■ Exercise aim ■
Using the records below, give the number of lines where the word "that" appears, with no further output.

■ Records with interface code ■
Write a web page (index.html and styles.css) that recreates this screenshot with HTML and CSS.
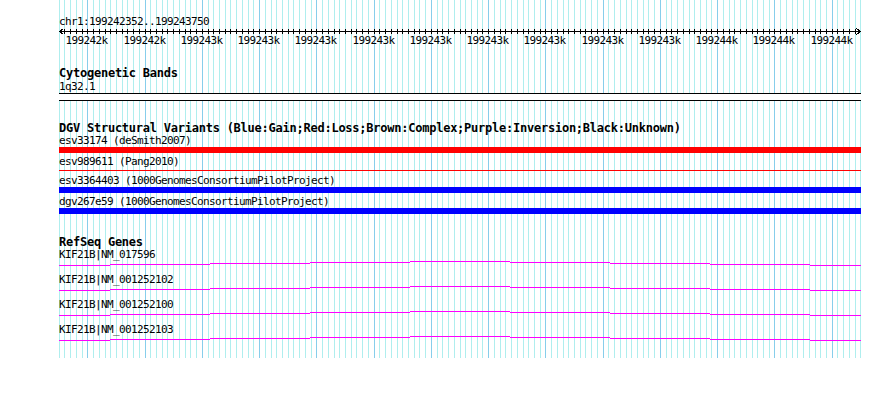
FILE: index.html
```html
<!DOCTYPE html>
<html>
<head>
<meta charset="utf-8">
<title>Genome browser</title>
<link rel="stylesheet" href="styles.css">
</head>
<body>
<div class="panel">
  <svg class="grid" id="grid" width="803" height="358" shape-rendering="crispEdges"></svg>

  <div class="ruler-track">
    <div class="seg-name">chr1:199242352..199243750</div>
    <div class="ruler">
      <svg class="ruler-svg" id="ruler" width="803" height="8" shape-rendering="crispEdges"></svg>
      <div class="ruler-labels" id="ruler-labels"></div>
    </div>
  </div>

  <section class="track cyto">
    <div class="track-title">Cytogenetic Bands</div>
    <div class="feat-label">1q32.1</div>
    <div class="band"></div>
  </section>

  <section class="track dgv">
    <div class="track-title">DGV Structural Variants (Blue:Gain;Red:Loss;Brown:Complex;Purple:Inversion;Black:Unknown)</div>
    <div class="variant">
      <div class="feat-label">esv33174 (deSmith2007)</div>
      <div class="bar bar-loss"></div>
    </div>
    <div class="variant">
      <div class="feat-label">esv989611 (Pang2010)</div>
      <div class="bar bar-loss bar-thin"></div>
    </div>
    <div class="variant">
      <div class="feat-label">esv3364403 (1000GenomesConsortiumPilotProject)</div>
      <div class="bar bar-gain"></div>
    </div>
    <div class="variant">
      <div class="feat-label">dgv267e59 (1000GenomesConsortiumPilotProject)</div>
      <div class="bar bar-gain"></div>
    </div>
  </section>

  <section class="track genes">
    <div class="track-title">RefSeq Genes</div>
    <div class="gene">
      <div class="feat-label">KIF21B|NM_017596</div>
      <svg class="intron" width="802" height="5" shape-rendering="crispEdges"><path d="M0 4h51v1h-51z M51 3h100v1h-100z M151 2h100v1h-100z M251 1h100v1h-100z M351 0h100v1h-100z M451 1h100v1h-100z M551 2h100v1h-100z M651 3h100v1h-100z M751 4h51v1h-51z"/></svg>
    </div>
    <div class="gene">
      <div class="feat-label">KIF21B|NM_001252102</div>
      <svg class="intron" width="802" height="5" shape-rendering="crispEdges"><path d="M0 4h51v1h-51z M51 3h100v1h-100z M151 2h100v1h-100z M251 1h100v1h-100z M351 0h100v1h-100z M451 1h100v1h-100z M551 2h100v1h-100z M651 3h100v1h-100z M751 4h51v1h-51z"/></svg>
    </div>
    <div class="gene">
      <div class="feat-label">KIF21B|NM_001252100</div>
      <svg class="intron" width="802" height="5" shape-rendering="crispEdges"><path d="M0 4h51v1h-51z M51 3h100v1h-100z M151 2h100v1h-100z M251 1h100v1h-100z M351 0h100v1h-100z M451 1h100v1h-100z M551 2h100v1h-100z M651 3h100v1h-100z M751 4h51v1h-51z"/></svg>
    </div>
    <div class="gene">
      <div class="feat-label">KIF21B|NM_001252103</div>
      <svg class="intron" width="802" height="5" shape-rendering="crispEdges"><path d="M0 4h51v1h-51z M51 3h100v1h-100z M151 2h100v1h-100z M251 1h100v1h-100z M351 0h100v1h-100z M451 1h100v1h-100z M551 2h100v1h-100z M651 3h100v1h-100z M751 4h51v1h-51z"/></svg>
    </div>
  </section>
</div>
<script src="script.js"></script>
</body>
</html>
```

FILE: styles.css
```css
html, body {
  margin: 0;
  padding: 0;
  background: #ffffff;
}

body {
  font-family: "DejaVu Sans Mono", "Liberation Mono", monospace;
  font-size: 11px;
  letter-spacing: -0.62px;
  line-height: 13px;
  color: #000000;
}

.panel {
  position: relative;
  isolation: isolate;
  margin-left: 59px;
  width: 803px;
  height: 358px;
  padding-top: 15px;
  box-sizing: border-box;
}

.grid {
  position: absolute;
  left: 0;
  top: 0;
  z-index: -1;
  display: block;
}

.seg-name,
.feat-label {
  height: 13px;
  white-space: nowrap;
}

.ruler {
  position: relative;
  height: 19px;
}

.ruler-svg {
  display: block;
}

.tick-label {
  position: absolute;
  top: 6px;
  width: 43px;
  text-align: center;
  white-space: nowrap;
}

.track-title {
  font-weight: bold;
  font-size: 12px;
  letter-spacing: -0.24px;
  line-height: 13px;
  height: 12px;
  padding-top: 1px;
  white-space: nowrap;
}

.cyto {
  margin-top: 19px;
}

.cyto .feat-label {
  margin-top: 1px;
}

.band {
  width: 802px;
  height: 6px;
  border-top: 1px solid #000000;
  border-bottom: 1px solid #000000;
  background: #ffffff;
}

.dgv {
  margin-top: 20px;
}

.variant {
  margin-bottom: 2px;
}

.variant:last-child {
  margin-bottom: 0;
}

.bar {
  width: 802px;
  height: 6px;
}

.bar-thin {
  height: 1px;
  margin: 2px 0 3px;
}

.bar-loss {
  background: #ff0000;
}

.bar-gain {
  background: #0000ff;
}

.genes {
  margin-top: 21px;
}

.gene {
  margin-bottom: 7px;
}

.intron {
  display: block;
  fill: #ff00ff;
}
```

FILE: script.js
```js
(function () {
  var START = 199242350, END = 199243750;
  function col(bp) {
    return Math.round((bp - START) * 0.5726 - 0.3);
  }

  var grid = document.getElementById('grid');
  var ruler = document.getElementById('ruler');
  var labels = document.getElementById('ruler-labels');

  var g = '';
  var r = '<rect x="0" y="3" width="802" height="1" fill="#000"/>';
  for (var bp = START; bp <= END; bp += 10) {
    var x = col(bp);
    var major = bp % 100 === 0;
    g += '<rect x="' + x + '" y="0" width="1" height="358" fill="' + (major ? '#87ceeb' : '#afeeee') + '"/>';
    if (bp > START && bp < END) {
      r += '<rect x="' + x + '" y="1" width="1" height="5" fill="#000"/>';
    }
  }
  r += '<path d="M0.5 3.5 L4.5 0.5 M0.5 3.5 L4.5 6.5 M801.5 3.5 L797.5 0.5 M801.5 3.5 L797.5 6.5" stroke="#000" stroke-width="1" fill="none"/>';
  grid.innerHTML = g;
  ruler.innerHTML = r;

  var texts = ['199242k', '199242k'];
  for (var i = 0; i < 9; i++) texts.push('199243k');
  for (var j = 0; j < 3; j++) texts.push('199244k');

  for (var k = 0; k < texts.length; k++) {
    var pos = col(199242400 + k * 100);
    var d = document.createElement('div');
    d.className = 'tick-label';
    d.style.left = (pos - 22) + 'px';
    d.textContent = texts[k];
    labels.appendChild(d);
  }
})();
```
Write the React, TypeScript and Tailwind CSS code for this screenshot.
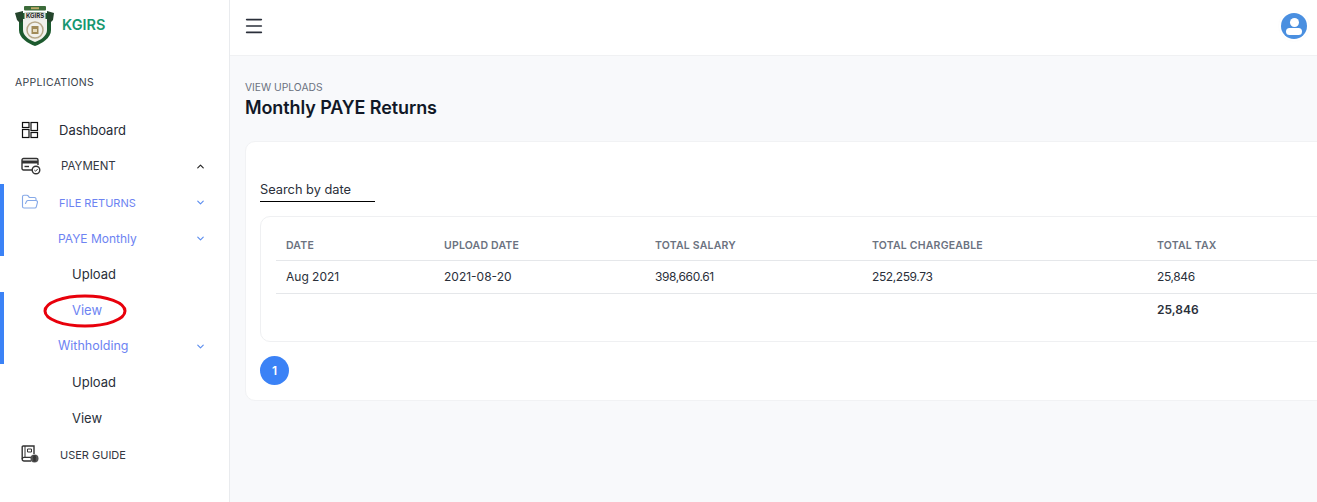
import { ChevronDown, ChevronUp, FolderOpen, Menu } from 'lucide-react';

const font = { fontFamily: 'Inter' };

const Logo = () => (
  <svg viewBox="0 0 40 40" className="w-[40px] h-[40px] shrink-0">
    <rect x="9" y="0" width="22" height="4.5" rx="1" fill="#3c6b3a" />
    <rect x="16" y="1.2" width="8" height="2" fill="#b9a866" />
    <path d="M4 8 C10 5.5 30 5.5 36 8 L36 24 C36 32 27 37.5 20 40 C13 37.5 4 32 4 24 Z" fill="#1c5a2e" />
    <path d="M8 13 L32 13 L32 24 C32 30 25 34.5 20 36 C15 34.5 8 30 8 24 Z" fill="#f1f1ec" />
    <path d="M0 7 L8 5 L8 15 L5 17 L2 14 Z M39 7 L32 5 L32 15 L35 17 L38 14 Z" fill="#24452c" />
    <rect x="9.5" y="6.5" width="21" height="7" fill="#e6e6e2" />
    <text x="20" y="12.2" textAnchor="middle" fontSize="6" fontWeight="700" fill="#222" fontFamily="Inter">KGIRS</text>
    <circle cx="20" cy="24" r="8" fill="none" stroke="#b8a98a" strokeWidth="1.5" />
    <rect x="16.5" y="20" width="7" height="8" fill="#a08a58" />
    <rect x="18" y="23" width="4" height="3" fill="#e6dcc0" />
  </svg>
);

const GridIcon = () => (
  <svg viewBox="0 0 18 18" className="w-[18px] h-[18px]" fill="none" stroke="#111" strokeWidth="1.2">
    <rect x="1.5" y="1.5" width="6.5" height="5" />
    <rect x="1.5" y="8.5" width="6.5" height="8" />
    <rect x="10" y="1.5" width="6.5" height="8" />
    <rect x="10" y="11.5" width="6.5" height="5" />
  </svg>
);

const PaymentIcon = () => (
  <svg viewBox="0 0 20 18" className="w-[20px] h-[18px]" fill="none" stroke="#333" strokeWidth="1.4">
    <path d="M11 13 H2.5 A1.5 1.5 0 0 1 1 11.5 V3 A1.5 1.5 0 0 1 2.5 1.5 H15.5 A1.5 1.5 0 0 1 17 3 V8" />
    <rect x="1" y="3.5" width="16" height="3" fill="#333" stroke="none" />
    <path d="M3.5 9.5 H8" />
    <circle cx="15" cy="13" r="3.8" fill="#fff" />
    <path d="M13.3 13 L14.6 14.2 L16.7 12" strokeWidth="1" />
  </svg>
);

const GuideIcon = () => (
  <svg viewBox="0 0 18 18" className="w-[18px] h-[18px]" fill="none" stroke="#333" strokeWidth="1.4">
    <path d="M10 16 H3 A1.8 1.8 0 0 1 1.2 14.2 V2 A1 1 0 0 1 2.2 1 H13 V9" />
    <path d="M1.2 14 A1.8 1.8 0 0 1 3 12.4 H10" />
    <path d="M4 1 V12" strokeWidth="1" />
    <path d="M6.5 4 H10.5 V7 H6.5 Z" strokeWidth="1" />
    <circle cx="13.5" cy="13.5" r="4" fill="#555" stroke="none" />
    <rect x="12.9" y="12.8" width="1.2" height="3" fill="#fff" />
    <rect x="12.9" y="11" width="1.2" height="1.2" fill="#fff" />
  </svg>
);

const SubItem = ({ label, active }: { label: string; active?: boolean }) => (
  <div className={`h-9 flex items-center pl-[72px] text-[13px] ${active ? 'text-[#6d83f2]' : 'text-[#2a2f3a]'}`}>
    <span className="mt-[2px]">{label}</span>
  </div>
);

const GroupItem = ({ label, className }: { label: string; className: string }) => (
  <div className="h-9 flex items-center pl-[58px] pr-[23px] justify-between text-[#6d83f2]">
    <span className={`mt-[1px] ${className}`}>{label}</span>
    <ChevronDown className="w-[11px] h-[11px] text-[#5b8def]" strokeWidth={2.5} />
  </div>
);

const TopItem = ({ icon, label, right, className }: any) => (
  <div className={`h-9 flex items-center pl-[21px] pr-[23px] ${className}`}>
    <span className="w-[39px] shrink-0 flex">{icon}</span>
    <span className="flex-1 flex mt-[2px]">{label}</span>
    {right}
  </div>
);

const Row = ({ cells, className }: { cells: string[]; className: string }) => (
  <div className={`grid grid-cols-[158px_211px_217px_285px_200px] pl-[10px] items-center ${className}`}>
    {cells.map((c, i) => (
      <span key={i}>{c}</span>
    ))}
  </div>
);

export default function App() {
  return (
    <div className="relative w-[1317px] h-[502px] flex overflow-hidden bg-[#f8f9fb]" style={font}>
      {/* Sidebar */}
      <aside className="w-[230px] shrink-0 bg-white border-r border-[#e9ebee] flex flex-col">
        <div className="h-[56px] flex items-center pl-[15px] gap-[7px] pb-[4px]">
          <Logo />
          <span className="text-[14.5px] font-semibold text-[#16976f] mb-[2px]">KGIRS</span>
        </div>
        <div className="pl-[15px] mt-[20px] mb-[23px] text-[10.5px] leading-[13px] tracking-[0.3px] text-[#3a3f4b]">APPLICATIONS</div>
        <TopItem icon={<GridIcon />} label={<span className="text-[13px] -ml-[1px]">Dashboard</span>} className="text-[#262b36]" />
        <TopItem
          icon={<PaymentIcon />}
          label={<span className="pl-[1px] text-[11.5px]">PAYMENT</span>}
          right={<ChevronUp className="w-[11px] h-[11px] text-[#222]" strokeWidth={2.5} />}
          className="text-[#333842]"
        />
        <div className="border-l-4 border-[#3b82f6] -mb-[36px] h-[72px] w-[4px] shrink-0" />
        <TopItem
          icon={<FolderOpen className="w-[18px] h-[18px] text-[#86a9e8]" strokeWidth={1.5} />}
          label={<span className="text-[11px] -ml-[1px]">FILE RETURNS</span>}
          right={<ChevronDown className="w-[11px] h-[11px] text-[#5b8def]" strokeWidth={2.5} />}
          className="text-[#6d83f2] -mt-[36px]"
        />
        <GroupItem label="PAYE Monthly" className="text-[12px]" />
        <SubItem label="Upload" />
        <div className="border-l-4 border-[#3b82f6] -mb-[72px] h-[72px] w-[4px] shrink-0" />
        <SubItem label="View" active />
        <GroupItem label="Withholding" className="text-[12.5px]" />
        <SubItem label="Upload" />
        <SubItem label="View" />
        <TopItem icon={<GuideIcon />} label={<span className="text-[11px]">USER GUIDE</span>} className="text-[#333842]" />
      </aside>

      {/* Main */}
      <div className="flex-1 min-w-0 flex flex-col">
        <header className="h-[56px] shrink-0 bg-white border-b border-[#f0f1f3] flex items-center justify-between pl-[13px] pr-[10px] pb-[4px]">
          <Menu className="w-[22px] h-[22px] text-[#2a2f3a]" strokeWidth={1.8} />
          <div className="w-[26px] h-[26px] rounded-full bg-[#4a8fe0] ring-2 ring-white shadow-[0_0_3px_rgba(0,0,0,0.25)] overflow-hidden flex flex-col items-center pt-[5px] gap-[1px]">
            <span className="w-[9px] h-[9px] rounded-full bg-white" />
            <span className="w-[16px] h-[7px] rounded-full bg-white" />
          </div>
        </header>

        <main className="pl-[15px] pt-[25px]">
          <div className="text-[10.3px] leading-[13px] text-[#6b7280]">VIEW UPLOADS</div>
          <h1 className="text-[18px] leading-[27px] font-semibold text-[#111827] tracking-[-0.1px]">Monthly PAYE Returns</h1>

          <section className="mt-[20px] w-[1200px] h-[260px] bg-white rounded-[10px] border border-[#f1f2f4] pl-[14px] pt-[39px]">
            <div className="w-[115px] h-[21px] border-b border-black text-[12.8px] leading-[18px] text-[#2a2f3a]">Search by date</div>
            <div className="mt-[14px] h-[126px] rounded-[10px] border border-[#eff0f2] pl-[15px] pt-[10px]">
              <Row
                cells={['DATE', 'UPLOAD DATE', 'TOTAL SALARY', 'TOTAL CHARGEABLE', 'TOTAL TAX']}
                className="h-[34px] pt-[4px] border-b border-[#e5e7ea] text-[10.5px] font-semibold tracking-[0.2px] text-[#6b7280]"
              />
              <Row
                cells={['Aug 2021', '2021-08-20', '398,660.61', '252,259.73', '25,846']}
                className="h-[33px] border-b border-[#e5e7ea] text-[12px] text-[#2a2f3a] [&>*:nth-child(n+3)]:tracking-[-0.4px]"
              />
              <Row cells={['', '', '', '', '25,846']} className="h-[31px] text-[12px] font-semibold text-[#2a2f3a]" />
            </div>
            <div className="mt-[14px] w-[29px] h-[29px] rounded-full bg-[#3b82f6] text-white text-[12px] font-semibold flex items-center justify-center">1</div>
          </section>
        </main>
      </div>

      {/* Red annotation circle */}
      <svg className="absolute left-[42px] top-[294px] w-[86px] h-[34px]" viewBox="0 0 86 34" fill="none">
        <ellipse cx="43" cy="17" rx="40" ry="15" stroke="#e8000b" strokeWidth="3" />
      </svg>
    </div>
  );
}
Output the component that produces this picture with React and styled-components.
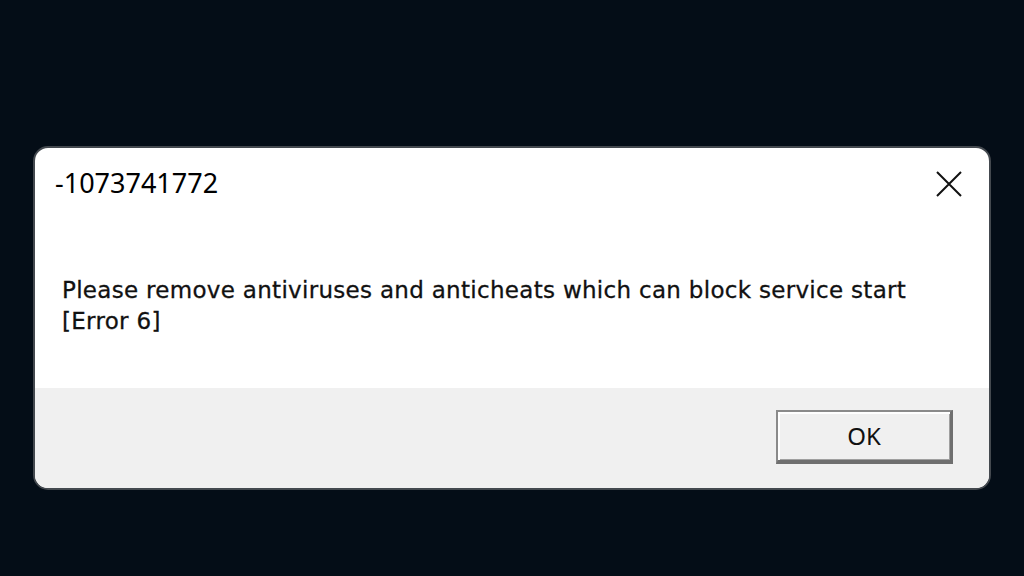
import styled, { createGlobalStyle } from "styled-components";

const Global = createGlobalStyle`
  html, body {
    margin: 0;
    padding: 0;
    background: #040d17;
  }
  #root {
    width: 1024px;
    height: 576px;
  }
`;

const Screen = styled.div`
  width: 1024px;
  height: 576px;
  box-sizing: border-box;
  padding: 146px 0 0 33px;
  background: #040d17;
`;

const Dialog = styled.div`
  width: 958px;
  height: 344px;
  box-sizing: border-box;
  border: 2px solid #44494f;
  border-radius: 15px;
  background: #ffffff;
  overflow: hidden;
  display: flex;
  flex-direction: column;
`;

const Body = styled.div`
  flex: 1;
  position: relative;
  padding: 17px 0 0 20px;
  color: #000;
`;

const Title = styled.div`
  font-size: 27px;
  line-height: 36px;
  font-family: "Noto Sans", "Open Sans", sans-serif;
`;

const Close = styled.button`
  position: absolute;
  top: 22px;
  right: 26px;
  width: 28px;
  height: 28px;
  padding: 0;
  border: none;
  background: transparent;
  display: flex;
  align-items: center;
  justify-content: center;
`;

const Message = styled.div`
  margin: 74px 0 0 7px;
  font-size: 23px;
  line-height: 31px;
  font-family: "DejaVu Sans", sans-serif;
  letter-spacing: 0.3px;
  color: #111;
  -webkit-text-stroke: 0.3px #111;
`;

const Footer = styled.div`
  height: 100px;
  background: #f0f0f0;
  display: flex;
  justify-content: flex-end;
  align-items: flex-start;
  padding: 22px 36px 0 0;
  box-sizing: border-box;
`;

const Button = styled.button`
  width: 177px;
  height: 54px;
  box-sizing: border-box;
  background: #f0f0f0;
  border-top: 2px solid #8a8a8a;
  border-left: 2px solid #8a8a8a;
  border-right: 3px solid #6f6f6f;
  border-bottom: 4px solid #6f6f6f;
  box-shadow: inset 2px 2px 0 #ffffff, inset -1px -1px 0 #a0a0a0;
  font-family: "Noto Sans", sans-serif;
  font-size: 24px;
  color: #111;
  padding: 0 0 2px;
`;

export default function App() {
  return (
    <>
      <Global />
      <Screen>
        <Dialog>
          <Body>
            <Title>-1073741772</Title>
            <Close>
              <svg width="26" height="26" viewBox="0 0 26 26">
                <path d="M1 1 L25 25 M25 1 L1 25" stroke="#111" strokeWidth="2" fill="none" />
              </svg>
            </Close>
            <Message>
              Please remove antiviruses and anticheats which can block service start
              <br />
              [Error 6]
            </Message>
          </Body>
          <Footer>
            <Button>OK</Button>
          </Footer>
        </Dialog>
      </Screen>
    </>
  );
}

■ Completed task ■
2